#### SHORT EXERCISE
Work out how many lines of the listing hold the string "this", then answer with that number and nothing else.

[Pages as source code]
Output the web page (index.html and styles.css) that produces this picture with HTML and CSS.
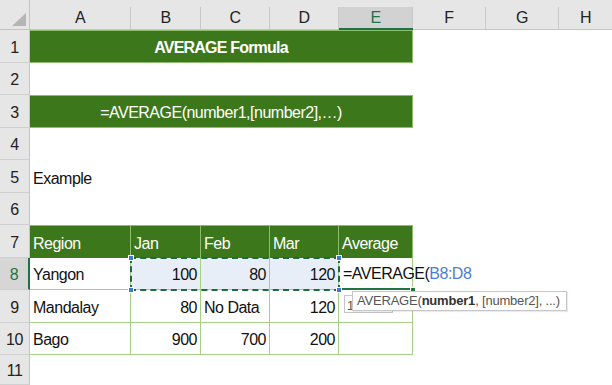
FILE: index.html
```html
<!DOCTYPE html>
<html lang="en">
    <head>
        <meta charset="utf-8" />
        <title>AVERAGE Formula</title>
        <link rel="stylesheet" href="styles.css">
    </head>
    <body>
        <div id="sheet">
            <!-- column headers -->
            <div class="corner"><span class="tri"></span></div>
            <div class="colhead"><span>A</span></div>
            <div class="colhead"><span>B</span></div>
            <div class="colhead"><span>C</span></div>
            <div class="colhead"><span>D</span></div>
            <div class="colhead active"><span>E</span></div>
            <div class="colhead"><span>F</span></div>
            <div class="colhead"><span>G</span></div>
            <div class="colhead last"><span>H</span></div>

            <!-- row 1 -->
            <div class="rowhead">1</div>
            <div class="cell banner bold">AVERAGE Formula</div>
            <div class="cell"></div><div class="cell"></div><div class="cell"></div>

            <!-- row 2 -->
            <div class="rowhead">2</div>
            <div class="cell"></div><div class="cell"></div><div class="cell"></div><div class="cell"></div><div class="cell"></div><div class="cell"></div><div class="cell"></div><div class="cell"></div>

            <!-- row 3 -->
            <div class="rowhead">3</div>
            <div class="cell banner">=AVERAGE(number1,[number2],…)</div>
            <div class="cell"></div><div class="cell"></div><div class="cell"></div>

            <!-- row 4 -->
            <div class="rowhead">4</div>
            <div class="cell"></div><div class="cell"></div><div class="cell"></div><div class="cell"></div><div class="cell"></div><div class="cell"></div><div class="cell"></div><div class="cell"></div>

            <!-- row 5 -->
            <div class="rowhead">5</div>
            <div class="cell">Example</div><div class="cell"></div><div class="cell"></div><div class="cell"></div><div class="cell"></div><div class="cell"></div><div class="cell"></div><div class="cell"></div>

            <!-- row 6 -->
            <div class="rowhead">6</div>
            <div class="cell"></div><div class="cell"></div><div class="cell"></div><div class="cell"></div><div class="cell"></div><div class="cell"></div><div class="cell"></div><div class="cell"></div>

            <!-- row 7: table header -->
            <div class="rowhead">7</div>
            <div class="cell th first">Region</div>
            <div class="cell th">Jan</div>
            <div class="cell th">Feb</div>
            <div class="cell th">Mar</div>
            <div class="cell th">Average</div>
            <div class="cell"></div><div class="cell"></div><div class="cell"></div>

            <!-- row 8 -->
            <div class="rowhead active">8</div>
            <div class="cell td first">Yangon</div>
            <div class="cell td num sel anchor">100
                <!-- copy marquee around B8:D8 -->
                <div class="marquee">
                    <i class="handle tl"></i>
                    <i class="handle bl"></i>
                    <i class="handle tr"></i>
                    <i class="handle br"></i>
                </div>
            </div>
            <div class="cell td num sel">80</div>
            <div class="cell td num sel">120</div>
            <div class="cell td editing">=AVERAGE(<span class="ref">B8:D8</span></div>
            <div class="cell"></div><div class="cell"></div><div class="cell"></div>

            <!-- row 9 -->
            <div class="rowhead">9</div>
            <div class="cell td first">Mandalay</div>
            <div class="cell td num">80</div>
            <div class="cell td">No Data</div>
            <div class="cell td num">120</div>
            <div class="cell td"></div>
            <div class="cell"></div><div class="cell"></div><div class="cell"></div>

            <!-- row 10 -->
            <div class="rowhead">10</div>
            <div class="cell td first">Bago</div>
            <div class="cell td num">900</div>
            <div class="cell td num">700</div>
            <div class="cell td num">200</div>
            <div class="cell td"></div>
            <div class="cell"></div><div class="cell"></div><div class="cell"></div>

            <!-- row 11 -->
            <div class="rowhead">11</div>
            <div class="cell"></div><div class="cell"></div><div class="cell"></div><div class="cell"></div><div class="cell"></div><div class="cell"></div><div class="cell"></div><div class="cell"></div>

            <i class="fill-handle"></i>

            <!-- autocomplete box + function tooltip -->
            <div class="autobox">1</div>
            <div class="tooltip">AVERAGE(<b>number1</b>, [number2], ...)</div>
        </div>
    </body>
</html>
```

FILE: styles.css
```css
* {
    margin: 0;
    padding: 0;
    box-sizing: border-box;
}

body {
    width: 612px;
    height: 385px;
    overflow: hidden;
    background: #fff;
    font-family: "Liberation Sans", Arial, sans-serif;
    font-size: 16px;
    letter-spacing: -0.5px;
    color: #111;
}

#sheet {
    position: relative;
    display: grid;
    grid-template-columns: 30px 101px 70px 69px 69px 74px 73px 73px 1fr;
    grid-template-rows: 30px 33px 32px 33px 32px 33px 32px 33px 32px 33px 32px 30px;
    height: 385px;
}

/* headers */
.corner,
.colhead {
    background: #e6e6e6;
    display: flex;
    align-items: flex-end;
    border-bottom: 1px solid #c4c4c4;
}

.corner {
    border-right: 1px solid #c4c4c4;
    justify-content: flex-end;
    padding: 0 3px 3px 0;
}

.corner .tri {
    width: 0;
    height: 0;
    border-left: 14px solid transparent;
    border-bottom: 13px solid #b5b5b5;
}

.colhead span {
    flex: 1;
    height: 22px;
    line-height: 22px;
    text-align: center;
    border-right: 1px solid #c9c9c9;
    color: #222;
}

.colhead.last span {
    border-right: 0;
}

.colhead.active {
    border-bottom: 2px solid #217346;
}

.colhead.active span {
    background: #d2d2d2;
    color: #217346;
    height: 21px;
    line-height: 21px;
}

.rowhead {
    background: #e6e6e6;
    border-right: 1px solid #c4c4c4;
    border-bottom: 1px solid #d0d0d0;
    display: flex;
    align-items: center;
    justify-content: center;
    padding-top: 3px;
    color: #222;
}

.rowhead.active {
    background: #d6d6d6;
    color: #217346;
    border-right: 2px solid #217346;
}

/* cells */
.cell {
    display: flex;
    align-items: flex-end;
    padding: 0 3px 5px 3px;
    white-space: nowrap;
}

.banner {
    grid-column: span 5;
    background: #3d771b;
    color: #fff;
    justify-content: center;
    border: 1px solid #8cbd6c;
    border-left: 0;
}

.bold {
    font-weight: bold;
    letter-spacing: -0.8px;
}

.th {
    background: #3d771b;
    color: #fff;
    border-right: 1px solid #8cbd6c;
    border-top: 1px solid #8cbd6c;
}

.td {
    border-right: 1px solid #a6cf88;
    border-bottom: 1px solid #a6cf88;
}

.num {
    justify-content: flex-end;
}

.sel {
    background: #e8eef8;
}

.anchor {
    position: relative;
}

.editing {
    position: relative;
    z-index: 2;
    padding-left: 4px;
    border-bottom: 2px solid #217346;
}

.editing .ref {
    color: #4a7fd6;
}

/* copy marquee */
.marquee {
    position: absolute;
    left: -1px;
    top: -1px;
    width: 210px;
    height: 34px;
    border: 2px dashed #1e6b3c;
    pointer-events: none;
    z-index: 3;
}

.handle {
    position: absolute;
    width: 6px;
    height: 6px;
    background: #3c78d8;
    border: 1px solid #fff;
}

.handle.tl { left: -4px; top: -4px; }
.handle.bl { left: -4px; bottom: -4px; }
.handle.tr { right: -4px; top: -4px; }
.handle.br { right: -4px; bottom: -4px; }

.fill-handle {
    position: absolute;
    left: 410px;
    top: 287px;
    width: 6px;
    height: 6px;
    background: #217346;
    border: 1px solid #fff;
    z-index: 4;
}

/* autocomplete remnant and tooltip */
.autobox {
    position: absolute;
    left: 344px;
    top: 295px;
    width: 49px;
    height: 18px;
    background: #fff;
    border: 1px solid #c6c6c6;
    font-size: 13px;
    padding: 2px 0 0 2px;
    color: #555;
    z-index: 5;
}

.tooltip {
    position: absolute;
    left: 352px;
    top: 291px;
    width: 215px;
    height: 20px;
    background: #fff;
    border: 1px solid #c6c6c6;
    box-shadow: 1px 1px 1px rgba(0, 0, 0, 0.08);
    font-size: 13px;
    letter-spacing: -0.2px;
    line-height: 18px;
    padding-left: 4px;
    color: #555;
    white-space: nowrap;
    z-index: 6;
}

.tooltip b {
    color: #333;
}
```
--
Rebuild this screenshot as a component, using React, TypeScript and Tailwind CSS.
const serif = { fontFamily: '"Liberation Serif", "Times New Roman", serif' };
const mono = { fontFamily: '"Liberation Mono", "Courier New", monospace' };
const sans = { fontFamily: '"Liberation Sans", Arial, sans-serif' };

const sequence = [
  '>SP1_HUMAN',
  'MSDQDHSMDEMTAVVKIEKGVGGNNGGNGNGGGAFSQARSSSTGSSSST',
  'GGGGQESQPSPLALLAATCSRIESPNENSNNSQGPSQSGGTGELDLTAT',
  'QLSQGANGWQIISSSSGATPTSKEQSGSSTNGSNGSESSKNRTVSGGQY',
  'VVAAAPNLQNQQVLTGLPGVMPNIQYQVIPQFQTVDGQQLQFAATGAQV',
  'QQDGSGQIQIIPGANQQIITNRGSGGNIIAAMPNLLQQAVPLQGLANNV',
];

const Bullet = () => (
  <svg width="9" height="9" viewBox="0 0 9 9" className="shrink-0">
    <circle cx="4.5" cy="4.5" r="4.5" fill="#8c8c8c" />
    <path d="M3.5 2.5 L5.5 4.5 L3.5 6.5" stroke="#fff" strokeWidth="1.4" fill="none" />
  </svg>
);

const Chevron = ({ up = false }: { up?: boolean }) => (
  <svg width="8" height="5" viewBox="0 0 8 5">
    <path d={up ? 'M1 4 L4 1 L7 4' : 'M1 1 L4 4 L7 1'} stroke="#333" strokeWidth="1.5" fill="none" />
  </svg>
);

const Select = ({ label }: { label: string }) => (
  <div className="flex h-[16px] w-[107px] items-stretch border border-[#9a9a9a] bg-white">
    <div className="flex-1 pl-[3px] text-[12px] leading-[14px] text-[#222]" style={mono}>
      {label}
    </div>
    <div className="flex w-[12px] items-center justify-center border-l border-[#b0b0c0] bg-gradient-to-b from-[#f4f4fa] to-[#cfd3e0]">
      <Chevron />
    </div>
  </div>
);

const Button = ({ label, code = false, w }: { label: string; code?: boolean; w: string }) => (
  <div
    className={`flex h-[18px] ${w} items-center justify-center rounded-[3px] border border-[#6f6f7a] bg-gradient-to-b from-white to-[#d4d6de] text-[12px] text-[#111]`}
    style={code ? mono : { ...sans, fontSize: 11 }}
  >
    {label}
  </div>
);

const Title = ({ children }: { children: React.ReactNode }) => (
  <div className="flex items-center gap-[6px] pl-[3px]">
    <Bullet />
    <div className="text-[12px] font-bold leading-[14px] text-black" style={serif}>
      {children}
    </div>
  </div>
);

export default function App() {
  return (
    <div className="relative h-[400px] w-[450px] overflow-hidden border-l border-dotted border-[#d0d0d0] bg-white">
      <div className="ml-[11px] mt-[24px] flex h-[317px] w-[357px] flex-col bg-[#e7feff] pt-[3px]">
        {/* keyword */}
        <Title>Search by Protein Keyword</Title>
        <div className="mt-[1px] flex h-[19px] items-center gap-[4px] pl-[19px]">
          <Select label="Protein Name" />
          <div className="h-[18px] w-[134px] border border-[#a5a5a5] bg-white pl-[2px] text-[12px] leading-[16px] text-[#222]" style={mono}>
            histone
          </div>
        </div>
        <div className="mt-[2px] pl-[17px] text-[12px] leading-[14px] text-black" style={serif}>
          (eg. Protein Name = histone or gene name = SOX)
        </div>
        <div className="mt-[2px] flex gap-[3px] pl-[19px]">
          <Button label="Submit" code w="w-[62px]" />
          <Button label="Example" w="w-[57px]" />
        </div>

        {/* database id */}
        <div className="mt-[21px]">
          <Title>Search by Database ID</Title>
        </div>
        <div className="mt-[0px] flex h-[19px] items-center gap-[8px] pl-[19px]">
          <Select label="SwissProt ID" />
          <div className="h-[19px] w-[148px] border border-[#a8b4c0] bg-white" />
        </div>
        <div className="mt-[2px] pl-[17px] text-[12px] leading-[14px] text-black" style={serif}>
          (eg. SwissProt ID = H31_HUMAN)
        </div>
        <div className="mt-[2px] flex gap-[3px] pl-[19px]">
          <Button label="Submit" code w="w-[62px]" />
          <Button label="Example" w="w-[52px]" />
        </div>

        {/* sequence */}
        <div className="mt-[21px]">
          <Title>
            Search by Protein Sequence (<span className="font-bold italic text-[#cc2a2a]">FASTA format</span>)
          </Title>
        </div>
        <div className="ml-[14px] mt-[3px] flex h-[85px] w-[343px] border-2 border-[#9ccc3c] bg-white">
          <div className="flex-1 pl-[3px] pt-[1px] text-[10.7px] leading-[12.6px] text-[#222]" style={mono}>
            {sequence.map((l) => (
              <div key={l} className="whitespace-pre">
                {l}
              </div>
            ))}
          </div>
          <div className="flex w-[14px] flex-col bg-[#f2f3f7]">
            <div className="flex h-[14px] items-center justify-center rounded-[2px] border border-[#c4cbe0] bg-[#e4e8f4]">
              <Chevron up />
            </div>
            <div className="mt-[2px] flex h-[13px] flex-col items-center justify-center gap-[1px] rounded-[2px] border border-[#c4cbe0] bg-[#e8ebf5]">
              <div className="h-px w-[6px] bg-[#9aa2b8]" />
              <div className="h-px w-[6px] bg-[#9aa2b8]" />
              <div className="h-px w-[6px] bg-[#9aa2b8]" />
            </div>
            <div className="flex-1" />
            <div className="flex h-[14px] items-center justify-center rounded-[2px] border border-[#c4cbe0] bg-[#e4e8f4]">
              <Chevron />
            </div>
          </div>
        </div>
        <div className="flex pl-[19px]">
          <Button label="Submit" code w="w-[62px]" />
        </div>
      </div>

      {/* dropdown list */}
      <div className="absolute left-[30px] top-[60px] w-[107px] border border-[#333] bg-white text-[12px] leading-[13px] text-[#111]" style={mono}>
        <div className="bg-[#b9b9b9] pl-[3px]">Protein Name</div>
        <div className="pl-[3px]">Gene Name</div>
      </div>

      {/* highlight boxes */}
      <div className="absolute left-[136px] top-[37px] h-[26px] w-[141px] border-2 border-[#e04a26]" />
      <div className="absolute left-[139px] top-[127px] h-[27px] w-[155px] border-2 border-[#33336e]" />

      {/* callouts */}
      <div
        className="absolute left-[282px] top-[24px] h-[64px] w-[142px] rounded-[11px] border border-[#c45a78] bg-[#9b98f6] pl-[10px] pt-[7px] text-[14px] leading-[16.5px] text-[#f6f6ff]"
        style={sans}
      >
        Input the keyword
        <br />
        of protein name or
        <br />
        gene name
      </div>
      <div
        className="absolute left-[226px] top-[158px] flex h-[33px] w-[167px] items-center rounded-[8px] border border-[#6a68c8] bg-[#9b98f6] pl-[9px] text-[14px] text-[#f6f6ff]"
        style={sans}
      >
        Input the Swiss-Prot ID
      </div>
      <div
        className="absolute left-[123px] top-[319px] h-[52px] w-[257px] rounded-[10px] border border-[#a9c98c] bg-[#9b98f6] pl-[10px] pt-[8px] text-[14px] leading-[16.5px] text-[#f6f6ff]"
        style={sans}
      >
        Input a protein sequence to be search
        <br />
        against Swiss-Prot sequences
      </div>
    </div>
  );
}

#### COMPLETE OUTPUT
2